By Peter Lindfield, published in the Telegraph-Journal 14th August 2012
When Mitt Romney named Wisconsin congressman Paul Ryan to the Republican White House ticket, he chose a House Republican who shares his commitment to the proposition that additional tax cuts will somehow conjure up a stronger economy.
On the face of it, Ryan is a good choice for Romney. During his tenure as House Budget Committee chairman, Ryan was characterized by supporters as a reformer who is working hard to change the country’s financial state of affairs. Ryan will help to restore “the dreams and greatness of this country” Romney said on Saturday. In turn, Ryan promised that the new “comeback team” on the Republican ticket will “turn around the country’s economy by embracing, not avoiding, the tough challenges.”
On the conservative right, the response to Ryan has ranged from cautiously enthusiastic to borderline hysterical. Fox News Radio host Bill Hemmer said that Ryan’s budget plan, “is going to go down as the single most important event in government history in our lifetimes.” Ryan has been called a genius, courageous and “the adult in the room.”
So why do so many economic analysts and policy-makers think that Ryan’s budget plan is irresponsible economic policy?
Robert McIntyre, director of Citizens For Tax Justice, wrote in the Washington Post that the Ryan budget plan is “all smoke and mirrors and no deficit reduction.” By McIntyre’s calculations, the Ryan budget cuts spending by $4.2 trillion over 10 years and reduces taxes by $4.3 trillion over the same period.
Tax Policy Center co-director William Gale said that Ryan’s fiscal year 2013 budget plan is “essentially an effort to have low- and middle-class households bear the entire burden of closing the fiscal gap and bear the costs of financing an additional tax cut for high-income households.”
Gale, who served as senior staff economist for the Council of Economic Advisers under President George H.W. Bush, simulated the effects of reducing ordinary income tax rates to 10 and 25 per cent.

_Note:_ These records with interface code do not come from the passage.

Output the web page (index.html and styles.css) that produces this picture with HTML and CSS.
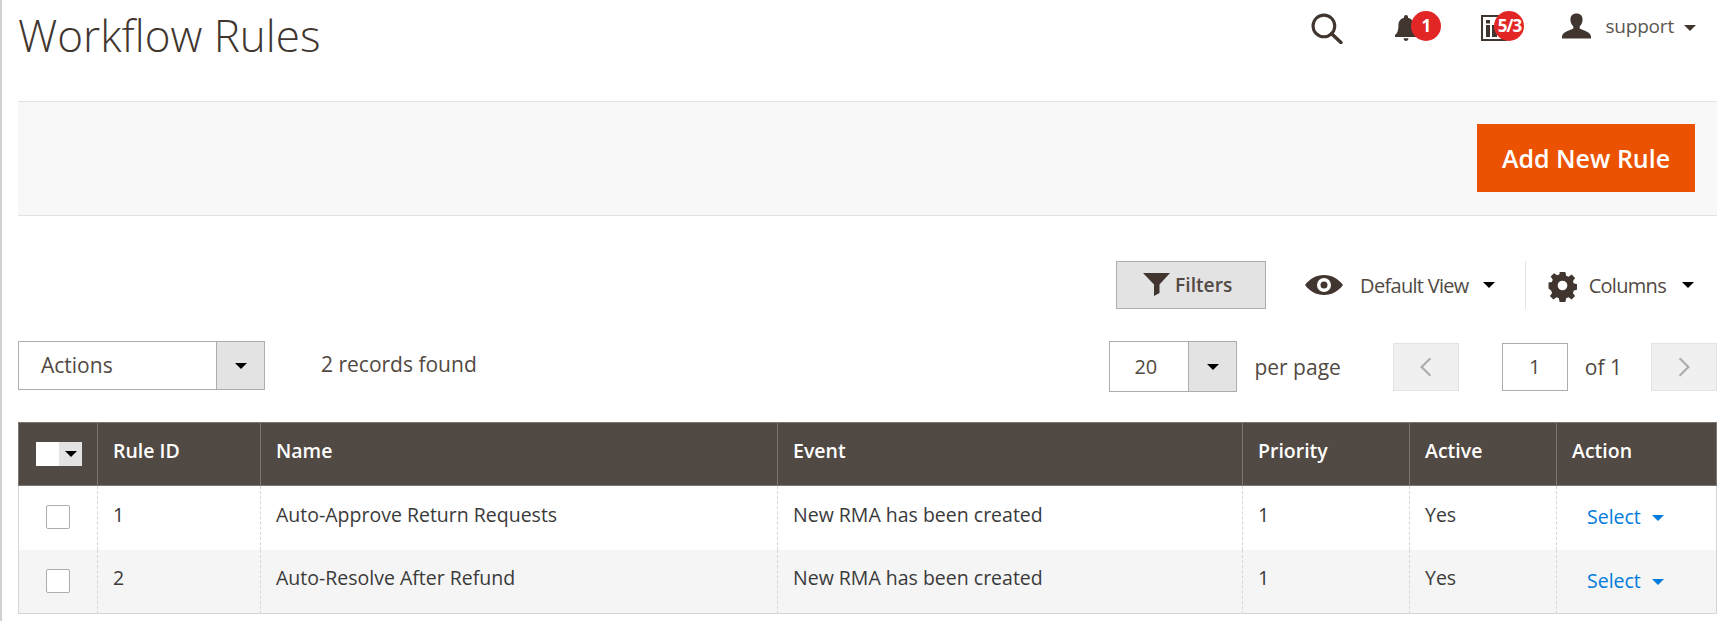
FILE: index.html
```html
<!DOCTYPE html>
<html lang="en">
<head>
<meta charset="utf-8">
<title>Workflow Rules</title>
<link rel="stylesheet" href="styles.css">
</head>
<body>
<div class="page">
  <header class="top">
    <h1 class="title">Workflow Rules</h1>
    <div class="top-tools">
      <svg class="ic-search" viewBox="0 0 31 30"><circle cx="12.500" cy="12.500" r="10.500" fill="none" stroke="#41362f" stroke-width="3"/><path d="M20 20L29 28.500" stroke="#41362f" stroke-width="3.400" stroke-linecap="round"/></svg>
      <div class="notice bell-wrap">
        <svg class="ic-bell" viewBox="0 0 26 26"><path fill="#41362f" d="M13 0c1.200 0 2 .8 2 2v.8c3.600 1 5.600 3.900 5.600 7.600 0 5 1 7.600 3.400 9.600v2H2v-2c2.400-2 3.400-4.600 3.400-9.600 0-3.700 2-6.600 5.600-7.600V2c0-1.200.8-2 2-2z"/><path fill="#41362f" d="M10.500 23.300h5c0 1.500-1.100 2.700-2.500 2.700s-2.500-1.200-2.500-2.700z"/></svg>
        <span class="badge">1</span>
      </div>
      <div class="notice inbox-wrap">
        <svg class="ic-inbox" viewBox="0 0 26 26"><rect x="1" y="1" width="24" height="24" fill="#fff" stroke="#41362f" stroke-width="2"/><rect x="5" y="5" width="4" height="3.500" fill="#41362f"/><rect x="5" y="10" width="4" height="12" fill="#41362f"/><path fill="#41362f" d="M11 10h11v12h-3V13h-3v9h-5z"/></svg>
        <span class="badge badge-wide">5/3</span>
      </div>
      <div class="user">
        <svg class="ic-user" viewBox="0 0 30 26"><path fill="#41362f" d="M15 0c4.200 0 6.300 2.600 6.300 6.300 0 2.900-1.200 5.700-3 7.100v2.300c1.500 1.500 10.800 2.800 11.700 7.800V26H0v-2.500c.9-5 10.200-6.300 11.700-7.800v-2.300c-1.800-1.400-3-4.200-3-7.100C8.700 2.600 10.800 0 15 0z"/></svg>
        <span class="user-name">support</span>
        <span class="caret caret-dark"></span>
      </div>
    </div>
  </header>

  <div class="actions-bar">
    <button class="primary">Add New Rule</button>
  </div>

  <div class="controls">
    <button class="filters">
      <svg class="ic-funnel" viewBox="0 0 27 23"><path fill="#41362f" d="M0 0h27L16.500 11.500V20L11 23V11.500z"/></svg>
      <span>Filters</span>
    </button>
    <div class="view">
      <svg class="ic-eye" viewBox="0 0 38 20"><path fill="#41362f" fill-rule="evenodd" d="M19 0c8 0 14.500 4 19 10-4.500 6-11 10-19 10S4.500 16 0 10C4.500 4 11 0 19 0zm0 3a7 7 0 1 0 0 14 7 7 0 0 0 0-14zm0 3.500a3.500 3.500 0 1 1 0 7 3.500 3.500 0 0 1 0-7z"/></svg>
      <span class="view-label">Default View</span>
      <span class="caret caret-black"></span>
    </div>
    <div class="cols">
      <svg class="ic-gear" viewBox="0 0 28 28"><path fill="#41362f" fill-rule="evenodd" d="M11 0h6l.8 3.900 2.400 1 3.300-2.200 3.500 3.500-2.200 3.300 1 2.400 3.200.6v6l-3.200.8-1 2.400 2.200 3.300-3.500 3.500-3.300-2.200-2.400 1-.8 3.900h-6l-.8-3.900-2.400-1-3.300 2.200-3.500-3.500 2.200-3.300-1-2.400L-.5 17v-6l3.400-.6 1-2.400-2.200-3.300 3.500-3.500 3.300 2.200 2.400-1zM14 9a5 5 0 1 0 0 10 5 5 0 0 0 0-10z"/></svg>
      <span class="view-label cols-label">Columns</span>
      <span class="caret caret-black"></span>
    </div>
  </div>

  <div class="pager-row">
    <div class="select-box actions-select">
      <span class="select-value">Actions</span>
      <span class="select-btn"><span class="caret caret-black"></span></span>
    </div>
    <span class="records">2 records found</span>
    <div class="pager">
      <div class="select-box size-select">
        <span class="select-value">20</span>
        <span class="select-btn"><span class="caret caret-black"></span></span>
      </div>
      <span class="per-page">per page</span>
      <span class="page-btn prev"><svg viewBox="0 0 12 20"><path d="M10 2L2 10l8 8" fill="none" stroke="#adadad" stroke-width="2"/></svg></span>
      <span class="page-input">1</span>
      <span class="of">of 1</span>
      <span class="page-btn"><svg viewBox="0 0 12 20"><path d="M2 2l8 8-8 8" fill="none" stroke="#adadad" stroke-width="2"/></svg></span>
    </div>
  </div>

  <table class="grid">
    <thead>
      <tr>
        <th class="c-check"><span class="head-check"><span class="head-box"></span><span class="head-btn"><span class="caret caret-black"></span></span></span></th>
        <th class="c-id">Rule ID</th>
        <th class="c-name">Name</th>
        <th class="c-event">Event</th>
        <th class="c-priority">Priority</th>
        <th class="c-active">Active</th>
        <th class="c-action">Action</th>
      </tr>
    </thead>
    <tbody>
      <tr>
        <td class="cell-check"><span class="check"></span></td>
        <td>1</td>
        <td>Auto-Approve Return Requests</td>
        <td>New RMA has been created</td>
        <td>1</td>
        <td>Yes</td>
        <td class="cell-action"><a class="select-link">Select<span class="caret caret-blue"></span></a></td>
      </tr>
      <tr class="even">
        <td class="cell-check"><span class="check"></span></td>
        <td>2</td>
        <td>Auto-Resolve After Refund</td>
        <td>New RMA has been created</td>
        <td>1</td>
        <td>Yes</td>
        <td class="cell-action"><a class="select-link">Select<span class="caret caret-blue"></span></a></td>
      </tr>
    </tbody>
  </table>
</div>
</body>
</html>
```
FILE: styles.css
```css
* { box-sizing: border-box; }
html, body { margin: 0; padding: 0; background: #fff; }
body { font-family: "Open Sans", sans-serif; color: #41362f; overflow: hidden; }
.page { width: 1732px; height: 621px; border-left: 2px solid #d0d0d0; padding: 0 15px 0 16px; overflow: hidden; }

.top { height: 101px; display: flex; justify-content: space-between; align-items: flex-start; }
.title { margin: 10px 0 0; font-size: 44px; line-height: 50px; font-weight: 300; color: #41362f; }
.top-tools { display: flex; align-items: center; height: 56px; padding-right: 21px; }
.ic-search { width: 32px; height: 31px; margin-right: 50px; }
.notice { position: relative; }
.bell-wrap { width: 26px; height: 26px; margin-right: 62px; }
.ic-bell { width: 26px; height: 26px; display: block; }
.inbox-wrap { width: 26px; height: 26px; margin-right: 55px; }
.ic-inbox { width: 26px; height: 26px; display: block; }
.badge { position: absolute; left: 18px; top: -4px; width: 30px; height: 30px; border-radius: 50%; background: #e22626; color: #fff; font-size: 17px; font-weight: 700; line-height: 30px; text-align: center; }
.badge-wide { left: 13px; letter-spacing: -1px; }
.user { display: flex; align-items: center; }
.ic-user { width: 29px; height: 26px; margin: 0 14px 4px 0; }
.user-name { font-size: 19px; letter-spacing: -.2px; color: #5c5651; margin-bottom: 4px; }
.caret { display: inline-block; width: 0; height: 0; border-style: solid; border-width: 6px 6px 0; border-color: #000 transparent transparent; }
.caret-dark { border-top-color: #41362f; margin-left: 10px; }
.caret-black { border-top-color: #000; }
.caret-blue { border-top-color: #007bdb; margin-left: 11px; vertical-align: 3px; }

.actions-bar { height: 115px; background: #f8f8f8; border-top: 1px solid #e3e3e3; border-bottom: 1px solid #e3e3e3; display: flex; justify-content: flex-end; align-items: flex-start; padding: 22px 22px 0 0; }
.primary { width: 218px; height: 68px; background: #eb5202; color: #fff; border: 0; font-family: inherit; font-size: 25px; font-weight: 600; }

.controls { display: flex; justify-content: flex-end; align-items: stretch; height: 48px; margin-top: 45px; padding-right: 23px; }
.filters { width: 150px; background: #e3e3e3; border: 1px solid #adadad; font-family: inherit; font-size: 19.200px; font-weight: 600; color: #514943; display: flex; align-items: center; justify-content: flex-start; gap: 5px; padding: 0 0 2px 26px; }
.ic-funnel { width: 27px; height: 23px; }
.view { display: flex; align-items: center; margin-left: 39px; padding-right: 30px; border-right: 1px solid #e3e3e3; }
.ic-eye { width: 38px; height: 20px; margin-right: 17px; }
.ic-gear { width: 27px; height: 27px; margin-right: 13px; overflow: visible; }
.view-label { font-size: 20px; color: #514943; letter-spacing: -.7px; margin-right: 14px; }
.cols-label { margin-right: 16px; }
.cols { display: flex; align-items: center; margin-left: 23px; }

.pager-row { display: flex; align-items: flex-start; margin-top: 32px; height: 51px; }
.select-box { display: flex; border: 1px solid #adadad; background: #fff; }
.actions-select { width: 247px; height: 49px; }
.size-select { width: 128px; height: 51px; }
.select-value { flex: 1; font-size: 21px; color: #514943; padding-left: 22px; line-height: 47px; }
.size-select .select-value { font-size: 20px; padding-left: 24px; line-height: 49px; }
.select-btn { width: 48px; background: #e3e3e3; border-left: 1px solid #adadad; display: flex; align-items: center; justify-content: center; }
.records { margin-left: 56px; font-size: 21px; line-height: 47px; color: #514943; }
.pager { margin-left: auto; display: flex; align-items: center; height: 51px; }
.per-page { font-size: 21px; color: #514943; margin: 0 52px 0 17px; }
.page-btn { width: 66px; height: 48px; background: #f0f0f0; border: 1px solid #e3e3e3; display: flex; align-items: center; justify-content: center; }
.page-btn svg { width: 14px; height: 22px; }
.page-input { width: 66px; height: 48px; margin-left: 43px; border: 1px solid #adadad; font-size: 20px; color: #514943; text-align: center; line-height: 46px; }
.of { font-size: 21px; color: #514943; margin: 0 29px 0 17px; }

.grid { width: 1699px; margin-top: 30px; border-collapse: separate; border-spacing: 0; table-layout: fixed; }
.grid th { height: 64px; background: #514943; color: #fff; font-size: 19.500px; font-weight: 600; text-align: left; padding: 0 0 8px 15px; border-left: 1px solid #7d7570; border-top: 1px solid #7d7570; border-bottom: 1px solid #7d7570; }
.grid th:last-child { border-right: 1px solid #7d7570; }
.grid td { height: 64px; font-size: 19.500px; color: #3a3a3a; padding: 0 0 8px 15px; border-left: 1px dashed #d6d6d6; }
.grid tbody tr:last-child td { border-bottom: 1px solid #d6d6d6; }
.grid td:first-child { border-left: 1px solid #d6d6d6; }
.grid td:last-child { border-right: 1px solid #d6d6d6; }
.even td { background: #f5f5f5; }
.c-check { width: 79px; }
.c-id { width: 163px; }
.c-name { width: 517px; }
.c-event { width: 465px; }
.c-priority { width: 167px; }
.c-active { width: 147px; }
.grid th.c-check { padding: 0 0 0 17px; }
.head-check { display: flex; width: 46px; height: 24px; }
.head-box { width: 23px; background: #fff; }
.head-btn { flex: 1; background: #e3e3e3; display: flex; align-items: center; justify-content: center; }
.grid td.cell-check { padding: 0 0 2px 27px; }
.check { display: block; width: 24px; height: 24px; background: #fff; border: 1px solid #adadad; border-radius: 2px; }
.grid td.cell-action { padding: 0 0 3px 30px; }
.select-link { color: #007bdb; }
```
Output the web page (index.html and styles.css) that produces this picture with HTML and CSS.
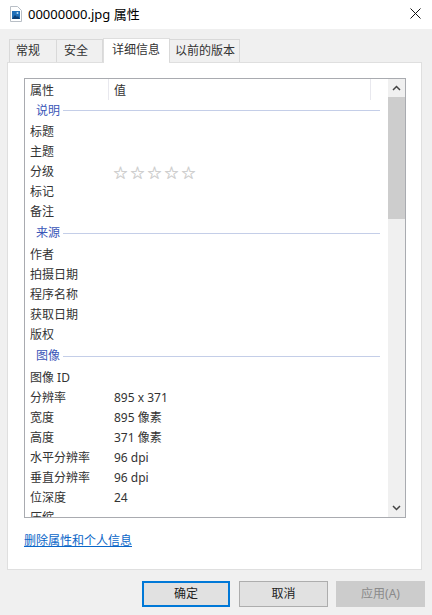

According to him, Ryan’s budget proposals would cost about $3.2 trillion over ten years. This would be in addition to the “$300 million lost from repealing taxes enacted to pay for the Affordable Care Act, the $1.1 trillion lost from Ryan’s desired reduction in the corporate tax rate, and the $5.4 trillion lost from extending the Bush-Obama tax cuts”.
Economic Policy Institute senior policy analyst Ethan Pollack wrote earlier this year that Ryan’s House Budget Committee plan rehashes the same failed priorities that were met with widespread criticism in 2011. In this budget, he would cut $3.3 trillion from low-income programs over the next decade.
Pollack wrote that, “Ryan’s proposed cuts to Medicare, Medicaid, and food assistance would all fall heavily on seniors, the disabled, and children. Ryan’s budget is doubly bad for children because his proposed cuts to public investments (mostly infrastructure and education) would cause children to inherit a country with crumbling roads and bridges and to enter the labour market with fewer skills.”
The non-partisan Center for Budget and Policy Priorities agrees that the biggest cuts would be in Medicaid, which provides health care for the nation’s poor. The cuts outlined in Ryan’s budget plan would force states to eliminate Medicaid coverage altogether for up to 28 million low-income people.
Conspicuously absent from Ryan’s budget plan is any sense that its profound budget cutting would promote economic growth. In fact, it has been more than twenty years since anyone in the U.S. has tried to defend deep tax cuts for the wealthy as a way to generate jobs and prosperity. The reason for that is simple: Trickle-down economics is a failure both in theory and in practice. Ryan’s contemporary version will only worsen America’s fiscal problems while creating hardship for millions.